Non si può certo dire che non fosse stata avvertita. I cittadini stremati dalla crisi hanno chiesto per mesi alla partitocrazia di autoriformarsi. Si sarebbero accontentati di qualche gesto emblematico. Un taglio al finanziamento pubblico, la riduzione dei parlamentari, l’abolizione delle Province. Soprattutto la limitazione dei mandati, unico serio antidoto alla nascita di una Casta inamovibile e lontana dalla realtà. Nel dopoguerra il grillismo meridionale dell’Uomo Qualunque venne dissolto dalla Dc di De Gasperi nel più semplice e intelligente dei modi: assorbendone alcune istanze. Purtroppo di De Gasperi in giro se ne vedono pochi. La limitazione dei mandati parlamentari è da anni il cavallo di battaglia dei grillini. Se il Pdl di Alfano l’avesse fatta propria, forse oggi esisterebbe ancora. Ma un partito che ai suoi vertici schiera reperti del Giurassico come Gasparri e Cicchitto poteva seriamente pensare di esistere ancora? Il Pd ha retto meglio, perché il suo elettorato ex comunista ha un senso forte delle istituzioni e dei corpi intermedi – partiti, sindacati – che le incarnano. Ma se il burocrate Bersani, come ha fatto ancora ieri, continuerà a considerare il grillismo un’allergia passeggera, lo tsunami dell’indignazione popolare sommergerà presto anche lui.

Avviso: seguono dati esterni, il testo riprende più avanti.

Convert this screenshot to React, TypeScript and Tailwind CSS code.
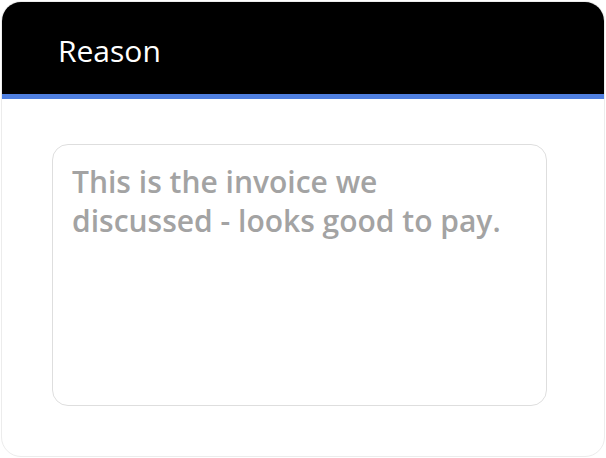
export default function App() {
  return (
    <div className="w-[606px] h-[458px] bg-white p-px font-['Open_Sans',sans-serif]">
      <div className="flex h-full flex-col overflow-hidden rounded-[20px] border border-[#ececec] bg-white">
        <div className="flex h-[92px] items-center bg-black pl-[56px] pt-[4px]">
          <h1 className="text-[30px] font-normal text-white">Reason</h1>
        </div>
        <div className="h-[5px] bg-[#4f7fe0]" />
        <div className="flex-1 pl-[50px] pr-[57px] pt-[45px] pb-[50px]">
          <textarea
            className="h-full w-full resize-none rounded-[16px] border border-[#dedede] pl-[19px] pr-[32px] pt-[17px] pb-[18px] text-[30px] font-semibold leading-[39px] text-[#a3a3a3] placeholder:text-[#a3a3a3] outline-none"
            placeholder="This is the invoice we discussed - looks good to pay."
          />
        </div>
      </div>
    </div>
  );
}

La riprova che il voto grillino è meno umorale di quanto si creda? Grillo non sfonda dove la politica tradizionale riesce a mostrare una faccia efficiente: a Verona con il giovane Tosi e a Palermo con il vecchio Orlando (percepito come un buon amministratore, magari non in assoluto, ma rispetto agli ultimi sindaci disastrosi). La migliore smentita alla tesi qualunquista di chi considera i grillini dei qualunquisti viene dai loro stessi «quadri». Che assomigliano assai poco a Grillo. Il primo sindaco del movimento, eletto in un paese del Vicentino, ha trentadue anni ed è un ingegnere informatico dell’Enel, non un arruffapopoli. E i candidati sindaci di Parma e Genova non provengono dai centri sociali, ma dal mondo dell’impresa e del volontariato. Più che antipolitici, postpolitici: non hanno ideologie, ma idee e in qualche caso persino ideali. Puntano sulla trasparenza amministrativa, sul web, sull’ambiente: i temi del futuro. A volte sembrano ingenui, a volte demagogici. Ma sono vivi.

Naturalmente i partiti possono infischiarsene e bollare la pratica Grillo come rivolta del popolo bue contro l’euro e le tasse. È una interpretazione di comodo che consentirà loro di rimanere immobili fino all’estinzione. Se invece decidessero di sopravvivere, dovrebbero riunirsi da domani in seduta plenaria per approvare entro l’estate una riforma seria della legge elettorale, del finanziamento pubblico e della democrazia interna, così da lasciar passare un po’ d’aria. Ma per dirla con Flaiano: poiché si trattava di una buona idea, nessuno la prese in considerazione.